Images should be left out, and everything else in the listing reproduced exactly.

Supplied data:
————

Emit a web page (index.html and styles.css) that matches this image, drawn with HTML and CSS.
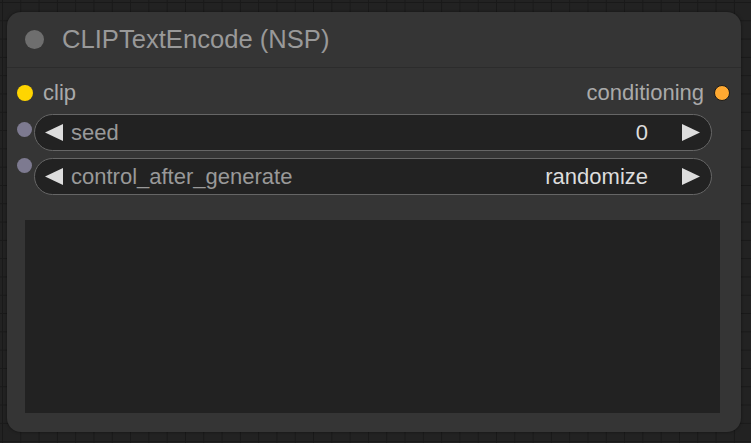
FILE: index.html
```html
<!DOCTYPE html>
<html lang="en">
  <head>
    <meta charset="UTF-8" />
    <meta name="viewport" content="width=device-width, initial-scale=1.0" />
    <title>CLIPTextEncode (NSP)</title>
    <link rel="stylesheet" href="styles.css">
  </head>
  <body>
    <div class="node">
      <div class="node-title">
        <span class="title-dot"></span>
        <span class="title-text">CLIPTextEncode (NSP)</span>
      </div>
      <div class="slots">
        <div class="slot">
          <span class="slot-dot slot-clip"></span>
          <span class="slot-label">clip</span>
        </div>
        <div class="slot">
          <span class="slot-label">conditioning</span>
          <span class="slot-dot slot-cond"></span>
        </div>
      </div>
      <div class="widget-row">
        <span class="widget-dot dot-low"></span>
        <div class="widget">
          <svg class="arrow" width="18" height="17" viewBox="0 0 18 17"><polygon points="18,0 18,17 0,8.5" /></svg>
          <span class="widget-label">seed</span>
          <span class="widget-value">0</span>
          <svg class="arrow" width="18" height="17" viewBox="0 0 18 17"><polygon points="0,0 0,17 18,8.5" /></svg>
        </div>
      </div>
      <div class="widget-row">
        <span class="widget-dot"></span>
        <div class="widget">
          <svg class="arrow" width="18" height="17" viewBox="0 0 18 17"><polygon points="18,0 18,17 0,8.5" /></svg>
          <span class="widget-label">control_after_generate</span>
          <span class="widget-value">randomize</span>
          <svg class="arrow" width="18" height="17" viewBox="0 0 18 17"><polygon points="0,0 0,17 18,8.5" /></svg>
        </div>
      </div>
      <div class="text-box"></div>
    </div>
  </body>
</html>
```

FILE: styles.css
```css
body {
  margin: 0;
  padding: 12px 0 0 7px;
  height: 443px;
  box-sizing: border-box;
  overflow: hidden;
  font-family: "Liberation Sans", Arial, sans-serif;
  background-color: #222;
  background-image:
    linear-gradient(to right, #191919 1px, transparent 1px),
    linear-gradient(to bottom, #191919 1px, transparent 1px);
  background-size: 18.3px 18.3px;
  background-position: 2px 2px;
}
.node {
  width: 734px;
  height: 420px;
  background-color: #353535;
  border-radius: 14px;
  box-shadow: 0 0 3px rgba(0, 0, 0, 0.5);
  display: flex;
  flex-direction: column;
}
.node-title {
  height: 55px;
  display: flex;
  align-items: center;
  padding-left: 18px;
  border-bottom: 1px solid #2c2c2c;
}
.title-dot {
  width: 19px;
  height: 19px;
  border-radius: 50%;
  background-color: #6e6e6e;
  margin-right: 18px;
}
.title-text {
  font-size: 25.6px;
  color: #999;
}
.slots {
  height: 36px;
  margin-top: 7px;
  display: flex;
  justify-content: space-between;
  align-items: center;
  padding: 0 11px 0 10px;
}
.slot {
  display: flex;
  align-items: center;
  gap: 10px;
}
.slot-label {
  font-size: 22px;
  color: #aaa;
}
.slot-dot {
  width: 16px;
  height: 16px;
  border-radius: 50%;
  box-sizing: border-box;
}
.slot-clip {
  background-color: #ffd500;
}
.slot-cond {
  background-color: #ffa931;
  border: 1.5px solid #1a1a1a;
}
.widget-row {
  display: flex;
  align-items: flex-start;
  padding: 0 29px 0 10px;
  margin-top: 3px;
}
.widget-row + .widget-row {
  margin-top: 7px;
}
.widget-dot {
  width: 15px;
  height: 15px;
  border-radius: 50%;
  background-color: #7d7a90;
  margin-right: 2px;
}
.dot-low {
  margin-top: 8px;
}
.widget {
  flex: 1;
  height: 37px;
  box-sizing: border-box;
  background-color: #222;
  border: 1.5px solid #666;
  border-radius: 19px;
  display: flex;
  align-items: center;
  padding: 0 11px 0 10px;
  font-size: 22px;
}
.arrow {
  fill: #ddd;
}
.widget-label {
  color: #999;
  margin-left: 8px;
  flex: 1;
}
.widget-value {
  color: #ddd;
  margin-right: 34px;
}
.text-box {
  margin: 25px 21px 0 18px;
  height: 193px;
  background-color: #222;
}
```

————

Output for this exercise:
Emit a web page (index.html and styles.css) that matches this image, drawn with HTML and CSS.
FILE: index.html
```html
<!DOCTYPE html>
<html lang="en">
  <head>
    <meta charset="UTF-8" />
    <meta name="viewport" content="width=device-width, initial-scale=1.0" />
    <title>CLIPTextEncode (NSP)</title>
    <link rel="stylesheet" href="styles.css">
  </head>
  <body>
    <div class="node">
      <div class="node-title">
        <span class="title-dot"></span>
        <span class="title-text">CLIPTextEncode (NSP)</span>
      </div>
      <div class="slots">
        <div class="slot">
          <span class="slot-dot slot-clip"></span>
          <span class="slot-label">clip</span>
        </div>
        <div class="slot">
          <span class="slot-label">conditioning</span>
          <span class="slot-dot slot-cond"></span>
        </div>
      </div>
      <div class="widget-row">
        <span class="widget-dot dot-low"></span>
        <div class="widget">
          <svg class="arrow" width="18" height="17" viewBox="0 0 18 17"><polygon points="18,0 18,17 0,8.5" /></svg>
          <span class="widget-label">seed</span>
          <span class="widget-value">0</span>
          <svg class="arrow" width="18" height="17" viewBox="0 0 18 17"><polygon points="0,0 0,17 18,8.5" /></svg>
        </div>
      </div>
      <div class="widget-row">
        <span class="widget-dot"></span>
        <div class="widget">
          <svg class="arrow" width="18" height="17" viewBox="0 0 18 17"><polygon points="18,0 18,17 0,8.5" /></svg>
          <span class="widget-label">control_after_generate</span>
          <span class="widget-value">randomize</span>
          <svg class="arrow" width="18" height="17" viewBox="0 0 18 17"><polygon points="0,0 0,17 18,8.5" /></svg>
        </div>
      </div>
      <div class="text-box"></div>
    </div>
  </body>
</html>
```

FILE: styles.css
```css
body {
  margin: 0;
  padding: 12px 0 0 7px;
  height: 443px;
  box-sizing: border-box;
  overflow: hidden;
  font-family: "Liberation Sans", Arial, sans-serif;
  background-color: #222;
  background-image:
    linear-gradient(to right, #191919 1px, transparent 1px),
    linear-gradient(to bottom, #191919 1px, transparent 1px);
  background-size: 18.3px 18.3px;
  background-position: 2px 2px;
}
.node {
  width: 734px;
  height: 420px;
  background-color: #353535;
  border-radius: 14px;
  box-shadow: 0 0 3px rgba(0, 0, 0, 0.5);
  display: flex;
  flex-direction: column;
}
.node-title {
  height: 55px;
  display: flex;
  align-items: center;
  padding-left: 18px;
  border-bottom: 1px solid #2c2c2c;
}
.title-dot {
  width: 19px;
  height: 19px;
  border-radius: 50%;
  background-color: #6e6e6e;
  margin-right: 18px;
}
.title-text {
  font-size: 25.6px;
  color: #999;
}
.slots {
  height: 36px;
  margin-top: 7px;
  display: flex;
  justify-content: space-between;
  align-items: center;
  padding: 0 11px 0 10px;
}
.slot {
  display: flex;
  align-items: center;
  gap: 10px;
}
.slot-label {
  font-size: 22px;
  color: #aaa;
}
.slot-dot {
  width: 16px;
  height: 16px;
  border-radius: 50%;
  box-sizing: border-box;
}
.slot-clip {
  background-color: #ffd500;
}
.slot-cond {
  background-color: #ffa931;
  border: 1.5px solid #1a1a1a;
}
.widget-row {
  display: flex;
  align-items: flex-start;
  padding: 0 29px 0 10px;
  margin-top: 3px;
}
.widget-row + .widget-row {
  margin-top: 7px;
}
.widget-dot {
  width: 15px;
  height: 15px;
  border-radius: 50%;
  background-color: #7d7a90;
  margin-right: 2px;
}
.dot-low {
  margin-top: 8px;
}
.widget {
  flex: 1;
  height: 37px;
  box-sizing: border-box;
  background-color: #222;
  border: 1.5px solid #666;
  border-radius: 19px;
  display: flex;
  align-items: center;
  padding: 0 11px 0 10px;
  font-size: 22px;
}
.arrow {
  fill: #ddd;
}
.widget-label {
  color: #999;
  margin-left: 8px;
  flex: 1;
}
.widget-value {
  color: #ddd;
  margin-right: 34px;
}
.text-box {
  margin: 25px 21px 0 18px;
  height: 193px;
  background-color: #222;
}
```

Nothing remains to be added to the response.